Evolutionary and Population-Aware AI Models for Characterizing Global Diversity of Polymorphic Immune Genes Across Human Populations
Keywords:
evolutionary artificial intelligence, population genomics, immune gene diversity, large-scale systems, data governance, algorithmic fairness, genomic infrastructureAbstract
Polymorphic immune genes, particularly the human leukocyte antigen system, exhibit extraordinary diversity across global human populations, shaped by millions of years of evolutionary pressure from pathogens, environmental factors, and demographic history. This diversity underpins critical differences in disease susceptibility, vaccine response, and transplantation compatibility, yet existing computational approaches for characterizing these genes are largely built on datasets dominated by individuals of European ancestry and fail to incorporate population structure or evolutionary dynamics.

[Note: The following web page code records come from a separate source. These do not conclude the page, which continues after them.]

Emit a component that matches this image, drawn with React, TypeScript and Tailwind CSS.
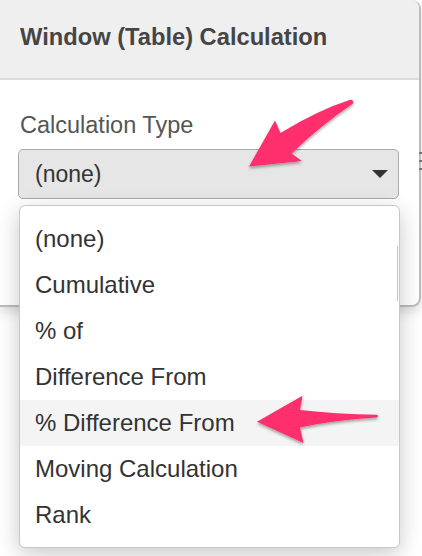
const OPTIONS = [
  '(none)',
  'Cumulative',
  '% of',
  'Difference From',
  '% Difference From',
  'Moving Calculation',
  'Rank',
];

const HIGHLIGHTED = '% Difference From';

function Caret() {
  return (
    <svg width="16" height="8" viewBox="0 0 16 8" className="shrink-0">
      <path d="M0 0 L16 0 L8 8 Z" fill="#333" />
    </svg>
  );
}

function Arrows() {
  return (
    <svg
      className="pointer-events-none absolute inset-0"
      width="422"
      height="556"
      viewBox="0 0 422 556"
    >
      <defs>
        <filter id="arrowShadow" x="-20%" y="-20%" width="140%" height="160%">
          <feDropShadow dx="0" dy="2" stdDeviation="1.6" floodColor="#000" floodOpacity="0.35" />
        </filter>
      </defs>
      <g fill="#ff2d6d" filter="url(#arrowShadow)">
        {/* top arrow, pointing at the select */}
        <path d="M351 99.5 Q354 101 353 103.5 Q320 126 291.5 153.5 L302 161 L249 166.5 L275 120.5 L280.5 133 Q318 110 351 99.5 Z" />
        {/* lower arrow, pointing at the highlighted option */}
        <path d="M377 414.8 Q379 416 377 417.6 Q335 420 300 427.5 L303.5 443 L257 421.8 L302.5 395.8 L300 410 Q335 414 377 414.8 Z" />
      </g>
    </svg>
  );
}

export default function App() {
  return (
    <div className="relative h-[556px] w-[422px] overflow-hidden bg-white font-['Liberation_Sans',Arial,sans-serif]">
      <div className="h-[307px] w-[421px] overflow-hidden rounded-r-[9px] border-r-2 border-b-2 border-[#bcbcbc] bg-white shadow-[0_5px_12px_rgba(0,0,0,0.14)]">
        <div className="flex h-[80px] items-center border-b-2 border-[#dcdcdc] bg-[#efefef] pl-[20px] pb-[2px]">
          <h1 className="text-[23.7px] font-bold leading-none text-[#454545]">
            Window (Table) Calculation
          </h1>
        </div>
        <div className="pt-[31px] pl-[18px] pr-[20px]">
          <div className="pl-[2px] text-[23.5px] leading-[28px] text-[#555]">Calculation Type</div>
          <div className="mt-[10px] flex h-[50px] items-center justify-between rounded-[5px] border-[1.5px] border-[#aaa] bg-[#e6e6e6] pr-[10px] pl-[16px]">
            <span className="text-[23px] text-[#333]">(none)</span>
            <Caret />
          </div>
        </div>
      </div>

      {/* partially visible control outside the panel */}
      <div className="absolute top-[152px] left-[419px] flex flex-col gap-[6px]">
        <div className="h-[2px] w-[3px] bg-[#777]" />
        <div className="h-[2px] w-[3px] bg-[#777]" />
        <div className="h-[2px] w-[3px] bg-[#777]" />
      </div>

      {/* open dropdown list */}
      <div className="absolute top-[205px] left-[19px] h-[343px] w-[381px] rounded-[6px] border border-[#c8c8c8] bg-white py-[10px] shadow-[0_6px_22px_rgba(0,0,0,0.22)]">
        <div className="absolute top-[40px] right-[1px] h-[55px] w-[1.5px] bg-[#c4c4c4]" />
        {OPTIONS.map((opt) => (
          <div
            key={opt}
            className={
              opt === HIGHLIGHTED
                ? 'flex h-[46px] items-center bg-[#f4f4f4] pl-[15px] text-[24px] text-[#333]'
                : 'flex h-[46px] items-center pl-[15px] text-[24px] text-[#333]'
            }
          >
            {opt}
          </div>
        ))}
      </div>

      <Arrows />
    </div>
  );
}
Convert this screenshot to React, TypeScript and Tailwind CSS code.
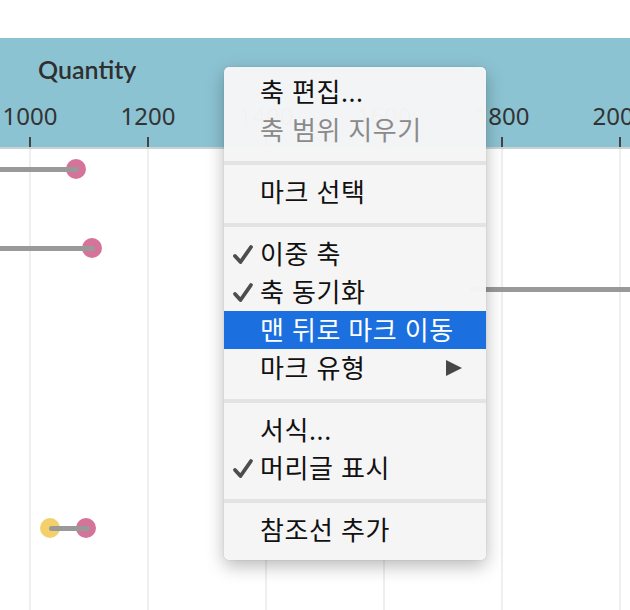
import React from 'react';

const ticks = [1000, 1200, 1400, 1600, 1800, 2000];

type Item = { label: string; check?: boolean; disabled?: boolean; active?: boolean; submenu?: boolean } | 'sep';

const items: Item[] = [
  { label: '축 편집...' },
  { label: '축 범위 지우기', disabled: true },
  'sep',
  { label: '마크 선택' },
  'sep',
  { label: '이중 축', check: true },
  { label: '축 동기화', check: true },
  { label: '맨 뒤로 마크 이동', active: true },
  { label: '마크 유형', submenu: true },
  'sep',
  { label: '서식...' },
  { label: '머리글 표시', check: true },
  'sep',
  { label: '참조선 추가' },
];

const CheckMark = () => (
  <svg width="22" height="22" viewBox="0 0 22 22" className="absolute left-[8px] top-[9px]">
    <path d="M3 12 L8.5 18 L19 3" fill="none" stroke="#4d4d4d" strokeWidth="3.8" strokeLinecap="round" strokeLinejoin="round" />
  </svg>
);

const ContextMenu = () => (
  <div className="absolute left-[224px] top-[67px] w-[262px] rounded-[5px] bg-[#f5f5f5]/[0.985] pt-[6px] pb-[11px] shadow-[0_6px_18px_rgba(0,0,0,0.28),0_0_1px_rgba(0,0,0,0.3)]">
    {items.map((it, i) =>
      it === 'sep' ? (
        <div key={i} className="pt-[12px] pb-[8px]">
          <div className="h-[4px] bg-[#e3e3e3]" />
        </div>
      ) : (
        <div
          key={i}
          className={`relative flex h-[38px] items-center pl-[36px] text-[26px] font-normal leading-none tracking-[0.6px] ${
            it.active ? 'bg-[#1b6fdf] text-white' : it.disabled ? 'text-[#8a8a8a]' : 'text-[#111]'
          }`}
        >
          {it.check && <CheckMark />}
          <span>{it.label}</span>
          {it.submenu && (
            <svg width="18" height="18" viewBox="0 0 18 18" className="absolute left-[221px] top-[10px]">
              <path d="M1 1 L17 9 L1 17 Z" fill="#474747" />
            </svg>
          )}
        </div>
      )
    )}
  </div>
);

export default function App() {
  return (
    <div
      className="relative h-[610px] w-[630px] overflow-hidden bg-white"
      style={{ fontFamily: '"Noto Sans", "Noto Sans CJK KR", sans-serif' }}
    >
      <div className="h-[38px]" />
      <div className="flex h-[111px] flex-col border-b-2 border-[#c9d3d6] bg-[#8cc3d2]">
        <div
          className="pl-[38px] pt-[19px] text-[25px] font-semibold leading-none text-[#2f2f2f]"
          style={{ fontFamily: 'Lato, "Noto Sans", sans-serif' }}
        >
          Quantity
        </div>
        <div className="ml-[-29px] mt-auto flex">
          {ticks.map((t) => (
            <div key={t} className="flex w-[118px] shrink-0 flex-col items-center">
              <div className="text-[24px] leading-none text-[#333]">{t}</div>
              <div className="mt-[9px] h-[10px] w-[2px] bg-[#444]" />
            </div>
          ))}
        </div>
      </div>
      <div className="relative h-[461px]">
        <div className="ml-[-29px] flex h-full">
          {ticks.map((t) => (
            <div key={t} className="flex h-full w-[118px] shrink-0 justify-center">
              <div className="h-full w-[2px] bg-[#efefef]" />
            </div>
          ))}
        </div>
        {/* row 1 */}
        <div className="absolute left-[66px] top-[10px] h-[20px] w-[20px] rounded-full bg-[#d5739b]" />
        <div className="absolute left-0 top-[18px] h-[5px] w-[79px] rounded-r-full bg-[#999]" />
        {/* row 2 */}
        <div className="absolute left-[82px] top-[89px] h-[20px] w-[20px] rounded-full bg-[#d5739b]" />
        <div className="absolute left-0 top-[97px] h-[5px] w-[95px] rounded-r-full bg-[#999]" />
        {/* row 3 */}
        <div className="absolute left-[470px] top-[138px] h-[5px] w-[170px] bg-[#999]" />
        {/* row 4 */}
        <div className="absolute left-[40px] top-[369px] h-[20px] w-[20px] rounded-full bg-[#f3d06a]" />
        <div className="absolute left-[76px] top-[369px] h-[20px] w-[20px] rounded-full bg-[#d5739b]" />
        <div className="absolute left-[49px] top-[377px] h-[5px] w-[41px] rounded-full bg-[#999]" />
      </div>
      <ContextMenu />
    </div>
  );
}
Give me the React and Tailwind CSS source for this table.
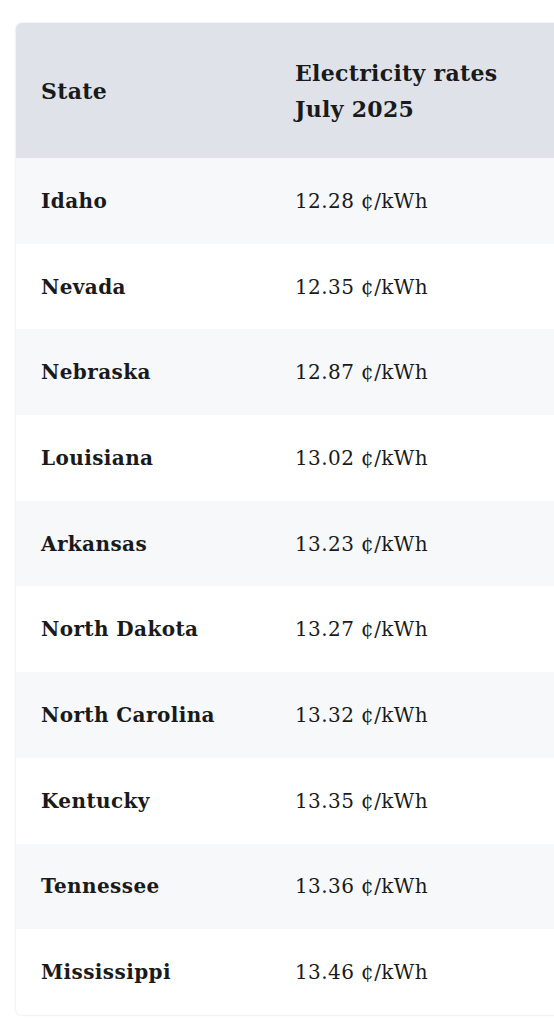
import React from 'react';

const rates = [
  { state: 'Idaho', rate: '12.28' },
  { state: 'Nevada', rate: '12.35' },
  { state: 'Nebraska', rate: '12.87' },
  { state: 'Louisiana', rate: '13.02' },
  { state: 'Arkansas', rate: '13.23' },
  { state: 'North Dakota', rate: '13.27' },
  { state: 'North Carolina', rate: '13.32' },
  { state: 'Kentucky', rate: '13.35' },
  { state: 'Tennessee', rate: '13.36' },
  { state: 'Mississippi', rate: '13.46' },
];

const App = () => {
  return (
    <div className="min-h-screen bg-white overflow-hidden pt-[23px] pl-4 font-['DejaVu_Serif',serif] text-[#1a1a1a]">
      <div className="w-[640px] rounded-md overflow-hidden shadow-[0_0_2px_rgba(100,130,170,0.35)]">
        <div className="flex bg-[#dfe3e9] font-bold text-[22px] leading-[36px] tracking-[0.3px]">
          <div className="w-[279px] pl-[25px] flex items-center">State</div>
          <div className="flex-1 py-[31.5px]">
            Electricity rates
            <br />
            July 2025
          </div>
        </div>
        {rates.map((r, i) => (
          <div
            key={r.state}
            className={`flex h-[85.7px] items-center text-[20px] tracking-[0.4px] ${i % 2 === 0 ? 'bg-[#f6f8fa]' : 'bg-white'}`}
          >
            <div className="w-[279px] pl-[25px] font-bold">{r.state}</div>
            <div className="flex-1">{r.rate} ¢/kWh</div>
          </div>
        ))}
      </div>
    </div>
  );
};

export default App;
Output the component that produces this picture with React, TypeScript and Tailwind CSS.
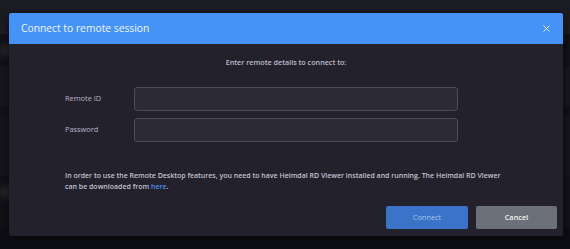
import { X } from 'lucide-react';

// Connect to remote session dialog over a dimmed dashboard
export default function App() {
  return (
    <div
      className="relative h-[249px] w-[570px] overflow-hidden bg-[#111218]"
      style={{ fontFamily: '"Open Sans", "Liberation Sans", sans-serif' }}
    >
      {/* Dimmed page behind the dialog */}
      <div className="flex h-full flex-col">
        <div className="h-[34px] bg-[#1c1d23]" />
        <div className="flex flex-1 flex-col gap-[10px] px-0 pt-[10px]">
          <div className="h-[12px] w-[40px] bg-[#23252c] blur-[3px]" />
          <div className="h-[40px] bg-[#16171d]" />
          <div className="h-[60px] bg-[#15161c]" />
          <div className="h-[12px] w-[30px] bg-[#25262c] blur-[3px]" />
        </div>
        <div className="h-[20px] bg-[#0d0e14]" />
      </div>

      {/* Dialog */}
      <div className="absolute left-[9px] top-[13px] flex h-[223px] w-[554px] flex-col overflow-hidden rounded-[2px] bg-[#22212c] shadow-[0_2px_8px_rgba(0,0,0,0.6)]">
        <div className="flex h-[31px] shrink-0 items-center justify-between bg-[#4693f8] pl-[12px] pr-[11px]">
          <span className="text-[10.3px] leading-none text-[#eef3ff]">Connect to remote session</span>
          <X className="h-[11px] w-[11px] text-[#e8f0ff]" strokeWidth={2} />
        </div>

        <div className="flex flex-1 flex-col pt-[13px]">
          <p className="text-center text-[7.2px] font-semibold leading-[10px] text-[#bdbccb]">
            Enter remote details to connect to:
          </p>

          <div className="mt-[20px] flex flex-col gap-[7px]">
            <div className="flex items-center">
              <span className="w-[125px] pl-[56px] text-[7.4px] leading-none text-[#b9b7c9]">Remote ID</span>
              <div className="h-[24px] w-[324px] rounded-[3px] border border-[#4b4a57] bg-[#2b2a35]" />
            </div>
            <div className="flex items-center">
              <span className="w-[125px] pl-[56px] text-[7.4px] leading-none text-[#b9b7c9]">Password</span>
              <div className="h-[24px] w-[324px] rounded-[3px] border border-[#4b4a57] bg-[#2b2a35]" />
            </div>
          </div>

          <p className="mt-[28px] pl-[56px] pr-[55px] text-[7px] font-semibold leading-[11px] text-[#c3c1cf]">
            In order to use the Remote Desktop features, you need to have Heimdal RD Viewer installed and running. The Heimdal RD Viewer can be downloaded from <span className="text-[#4c90f2]">here</span>.
          </p>

          <div className="mt-auto flex justify-end gap-[8px] pb-[7px] pr-[6px]">
            <button className="h-[23px] w-[82px] rounded-[2px] bg-[#3a73c8] text-[7.4px] text-[#a8c2ea]">
              Connect
            </button>
            <button className="h-[23px] w-[81px] rounded-[2px] bg-[#6c7078] text-[7.4px] font-semibold text-[#eef0f4]">
              Cancel
            </button>
          </div>
        </div>
      </div>
    </div>
  );
}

This paper presents a system-level examination of evolutionary and population-aware artificial intelligence models designed to characterize global diversity of polymorphic immune genes across human populations. We propose that such models must integrate principles from population genetics, evolutionary biology, and scalable machine learning architectures to produce robust, generalizable, and equitable typings. The discussion focuses on structural trade-offs in model design, data governance frameworks, computational infrastructure requirements, deployment strategies across diverse settings, sustainability of large-scale inference pipelines, fairness considerations in training and validation, and the policy implications for global genomic equity. We illustrate how explicit encoding of demographic histories and selective sweeps into model representations can reduce bias while improving predictive accuracy for underrepresented populations. The paper further examines the challenges of harmonizing heterogeneous long-read and short-read sequencing data across thousands of samples, the necessity of privacy-preserving architectures for sensitive genetic information, and the broader socio-technical infrastructure needed to support continuous learning from emerging population-level data. A case illustration based on the scalable framework for comprehensive typing from long-read data is used to contextualize these architectural decisions. The paper concludes by outlining a roadmap for future research that aligns technological development with ethical imperatives and global health priorities.